Open Science principles

  • All researchers have an equal opportunity to publish their research in open access, regardless of field of research, funding basis, or career stage. 
  • Research incentives and structures support the open science work and equality of researchers. 
  • The assessment of researchers and research takes into account new and changing forms of publishing reflecting open science. 

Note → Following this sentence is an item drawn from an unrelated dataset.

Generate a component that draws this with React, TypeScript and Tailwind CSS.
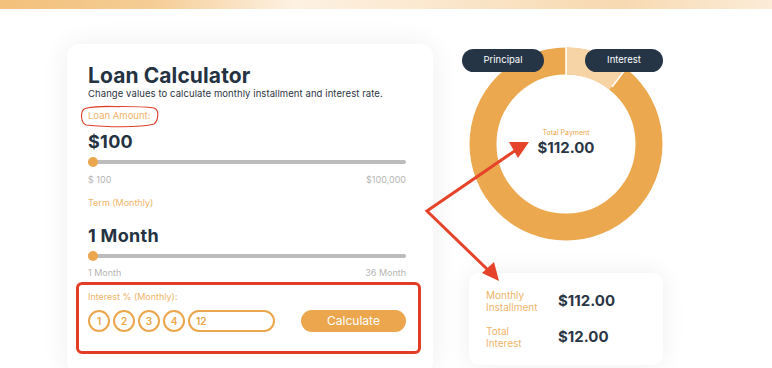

Strategic goals and objectives for Open Science policies

  • Responsible openness is part of daily research practices and the entire research process. 
  • Research organizations have the evaluation practices, incentives and services needed to support open science and research.
  • All new research publications are immediately openly available, preferably under the Creative Commons Attribution licence, CC BY, or another appropriate Creative Commons licence via open access repositories. 
  • The research community creates a jointly funded publishing model that enables open access journal and book publishing and supports collaborative non-APC publishing models. 
  • Transparent and fair Article Processing Charges (APCs) for genuine added value to fully open access publications, and APCs should not be a barrier for researchers from the Global South or small institutions to publish their articles. 
  • The scientific community regains control of the publishing process and ensures diversity in scholarly communications, and strong community-governed infrastructures.
  • Authors/institutions retain copyright of their publications.
  • The total cost of scholarly publication channels and individual publications is transparent and publicly available.
  • Research data and methods are as open as possible and as closed as necessary. 
  • The management of research data and software aspires to FAIR (Findable, Accessible, Interoperable, Reusable) principles. 
  • Research methods and materials, including research data and software, are recognized as independent research outputs.
  • Creation, use and collaborative development of open educational resources and other open educational practices are part of daily practices in higher education and enable lifelong learning.